Gen 22:19 So Avraham returned unto his young men, and they rose up and went together to Beer-sheva (Well of Seven, Well of Rest, Covenant of Seven); and Avraham dwelt at Beer-sheva.
All four men, “rose up” in immediate obedience and “went together” with harmony of purpose, to the well of sevenfold blessing, the mayim chayim (living waters) of covenant promise.
Gen 22:20 And it came to pass after ha-d’avriym (these words, these things), that it was told Avraham, saying, “Behold, Milcah (Queen), she has also born children to your brother (uncle, male relative etc.) Nachor (Snorting);
The promise of multiplying and the prospering of Avraham’s progeny is immediately supported by the news of a bride for Isaac.
The genealogy of Nachor’s family has been kept till now in order to coincide with the events of the Akeidah. Thus showing God’s providence in the birth of Isaac’s future wife and the maintaining of the Godly bloodline.

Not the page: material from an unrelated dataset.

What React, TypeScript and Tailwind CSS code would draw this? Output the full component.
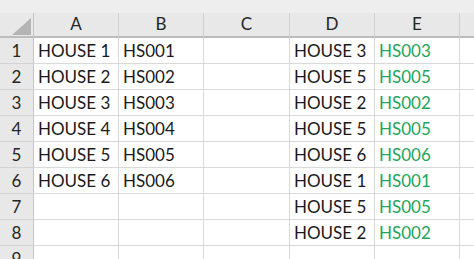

It is fitting that Rivkah (captivating, knotted cord, tied up, secured, bound), Isaac’s future bride is born to Milcah (Queen). Just as Sarah had become the Queen of the promise, Rivkah, who has been born to a queen, will become the binding (Akeidah) of the promise, securing it through the birth of Yaakov/Israel.
Gen 22:21 Uz (Wooded, counsel) his firstborn, and Buz (contempt) his brother, and Kemuel (Koom – El: Risen in God, Raised by God) the father of Aram (exalted), Gen 22:22 And Kesed (increase), and Chazo (vision), and Pildash (flame of fire), and Yidlaf (weeping), and Betuel (Bet-El: Dwells in God). Gen 22:23 And Betuel (Dwells in God) produced Rivkah (captivating, knotted cord, tied up, secured): these eight Milcah (Queen) did bear to Nachor (snorting), Avraham's brother (uncle, male relative etc.). Gen 22:24 And his concubine, whose name was Reumah (elevated, arise), she bore also Tevah (slaughter), and Gacham (burning), and Tachash (animal hide), and Maachah (Pressure, squeezed, crushed: lit. She has pressed).
Rivkah, in addition to being the daughter of a queen (Milcah) is also the daughter of one who dwells in God (Betuel).